The right of publicity is a latecomer to the intellectual property game. Unlike copyright law, which conveys federal protection and is derived from the U.S. Constitution, or trademark law, which was originally a common law doctrine dating back prior to that time period (the first U.S. trademark registrations were issued in the 1870s), the term “right of publicity” was only coined in the latter half of the 20th century. The decision that spawned the term “right of publicity” is Haelan Laboratories, Inc. v. Topps Chewing Gum, Inc.1
Right of publicity law shares some similarities with copyright and trademark law. For example, various courts have recently imported the notion of “transformative use” from copyright law in assessing claims of fair use in right of publicity cases.2 However, unlike copyright, the right of publicity does not have a fixation requirement, and publicity rights can last longer than a copyright in those states affording generous postmortem protection, such as Oklahoma’s statute allowing for 100 years of protection after the protected individual’s death.3 More importantly, copyright ownership is no defense to a right of publicity claim when the copyright owner makes unauthorized commercial use of a person’s identity apart from the copyrighted work (e.g., using a performer’s name or likeness on merchandise). Often the copyright in a work is owned by someone other than the performer/artist, but the right of publicity is almost always owned by the person or the heirs handling the estate of the performer/artist.
In addition, right of publicity laws share a common goal with the Lanham Act, which is designed to protect the consuming public from confusingly similar trademarks and to protect the owners of famous brands from the dilution of their marks.4 The Lanham Act also contains provisions for redressing unfair competition based on false advertising, misappropriation, or passing off.5 Right of publicity laws in many states target the same type of harm, as they provide a mechanism for protecting the value of a celebrity’s name, likeness, and/or voice, which may function as a “brand” of sorts. Such laws are designed to allow a person to control the exploitation of his or her image in a commercial way and otherwise. In this regard, many celebrities endorse certain products or services and rely on that income, so they utilize right of publicity laws to prevent others from capitalizing on unauthorized uses of their names, likenesses, or voices to sell products or services that the celebrities may feel harm their images, convey a negative message, or potentially lessen the availability of future endorsement deals. The right of publicity differs from trademark rights, however, because the Lanham Act requires use of a mark in interstate commerce, and even a noncommercial purpose can diminish a celebrity’s status or desirability.

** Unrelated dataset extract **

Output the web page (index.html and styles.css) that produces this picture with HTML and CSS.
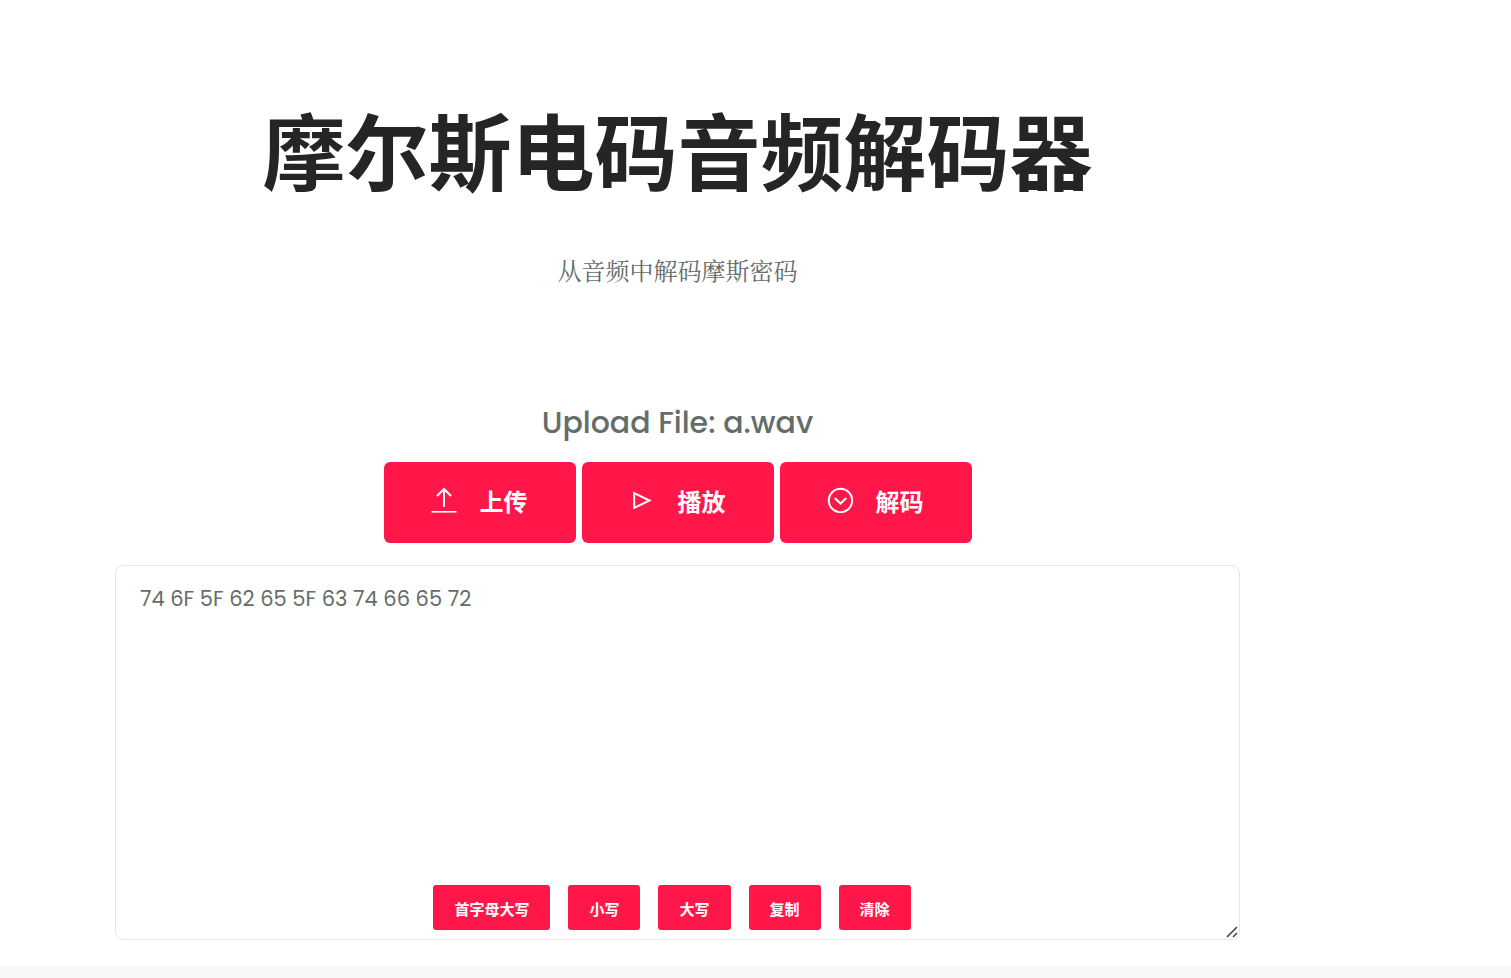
FILE: index.html
```html
<!DOCTYPE html>
<html lang="zh-CN">
<head>
<meta charset="utf-8">
<meta name="viewport" content="width=device-width, initial-scale=1">
<title>摩尔斯电码音频解码器</title>
<link rel="stylesheet" href="styles.css">
</head>
<body>
<main class="decoder">
  <h1 class="title">摩尔斯电码音频解码器</h1>
  <p class="subtitle">从音频中解码摩斯密码</p>
  <h2 class="file-name">Upload File: a.wav</h2>
  <div class="actions">
    <button class="action" type="button">
      <svg class="icon" viewBox="0 0 26 26" aria-hidden="true"><path d="M13 20V2M6 9l7-7 7 7"/><path d="M.5 24.8h25" stroke-width="1.6"/></svg>
      <span>上传</span>
    </button>
    <button class="action" type="button">
      <svg class="icon" viewBox="0 0 26 26" aria-hidden="true"><path d="M5.2 6v15L20.5 13.5z"/></svg>
      <span>播放</span>
    </button>
    <button class="action" type="button">
      <svg class="icon" viewBox="0 0 26 26" aria-hidden="true"><circle cx="13.5" cy="13.5" r="11.7"/><path d="M7.7 11l5.8 5.5 5.8-5.5"/></svg>
      <span>解码</span>
    </button>
  </div>
  <div class="result">
    <textarea class="output" aria-label="解码结果" spellcheck="false">74 6F 5F 62 65 5F 63 74 66 65 72</textarea>
    <svg class="grip" viewBox="0 0 12 12" aria-hidden="true"><path d="M1 11L11 1M7 11l4-4"/></svg>
    <div class="tools">
      <button class="tool" type="button">首字母大写</button>
      <button class="tool" type="button">小写</button>
      <button class="tool" type="button">大写</button>
      <button class="tool" type="button">复制</button>
      <button class="tool" type="button">清除</button>
    </div>
  </div>
</main>
<div class="next-section"></div>
</body>
</html>
```
FILE: styles.css
```css
* {
  box-sizing: border-box;
}

html,
body {
  min-height: 100vh;
}

body {
  display: flex;
  flex-direction: column;
  margin: 0;
  background: #fff;
  color: #636d69;
  font-family: Poppins, Inter, "Noto Sans CJK SC", sans-serif;
}

.decoder {
  display: flex;
  flex-direction: column;
  margin-left: 115px;
  margin-right: 271px;
  padding: 98px 0 26px;
  text-align: center;
}

.title {
  margin: 0;
  color: #252525;
  font: 700 83px/100px "Noto Sans CJK SC", sans-serif;
}

.subtitle {
  margin: 54px 0 0;
  font: 400 24px/36px "Noto Serif CJK SC", "Noto Sans CJK SC", serif;
}

.file-name {
  margin: 112px 0 0;
  font-size: 30px;
  font-weight: 500;
  line-height: 46px;
}

.actions {
  display: flex;
  justify-content: center;
  gap: 6px;
  margin-top: 16px;
}

.action {
  display: flex;
  align-items: center;
  gap: 23px;
  height: 81px;
  padding: 0 48px 4px 47px;
  border: 0;
  border-radius: 6px;
  background: #ff1749;
  color: #fff;
  font: 700 24px/36px "Noto Sans CJK SC", sans-serif;
}

.icon {
  width: 26px;
  height: 26px;
  margin-bottom: 2px;
  fill: none;
  stroke: currentColor;
  stroke-width: 2;
}

.result {
  position: relative;
  margin-top: 22px;
}

.output {
  display: block;
  width: 100%;
  height: 375px;
  padding: 17px 24px;
  border: 1px solid #e6e6e6;
  border-radius: 8px;
  outline: 0;
  background: #fff;
  color: #636d69;
  font: 400 21px/32px Poppins, Inter, sans-serif;
  resize: both;
}

.output::-webkit-resizer {
  background: transparent;
}

.grip {
  position: absolute;
  right: 2px;
  bottom: 2px;
  width: 12px;
  height: 12px;
  fill: none;
  stroke: #444;
  stroke-width: 1.6;
  pointer-events: none;
}

.tools {
  position: absolute;
  right: 11px;
  bottom: 10px;
  left: 0;
  display: flex;
  justify-content: center;
  gap: 18px;
  pointer-events: none;
}

.tool {
  height: 45px;
  padding: 2px 21px 0;
  border: 0;
  border-radius: 3px;
  background: #ff1749;
  color: #fff;
  font: 700 15px/24px "Noto Sans CJK SC", sans-serif;
  pointer-events: auto;
}

.next-section {
  flex: 1;
  background: #f7f7f7;
}
```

Notwithstanding the similarities noted above, right of publicity law also remains the most fluid and erratic area of protection due in part to the fact that not all states have enacted laws specifically protecting the right of publicity. To date, 28 states offer common law right of publicity protection, but only 19 states have implemented right of publicity statutes, and of those, only a dozen protect this right postmortem.6 In addition, the scope of that postmortem protection differs dramatically in each state that treats right of publicity as a descendible right (10–100 years postmortem).7
To complicate matters further, the right of publicity has been evolving as technology does—closely tracking the introduction of TV, computers, video games, Internet, social media, avatars, digital personas, smartphone apps, holograms, etc. The advent of social media has added an enormous layer of complexity to the application of right of publicity law—much more so than previous inventions. It is no coincidence that the right of publicity came into its own during the golden age of film and television. Prior to the 1950s, celebrities could only be seen briefly, in movies shown for a short period of time in particular theaters. The invention of television gave rise to new opportunities to advertise products using endorsements. It built the careers of actors starring in soap operas and television shows, and it allowed people to unite for particular causes, such as telethons.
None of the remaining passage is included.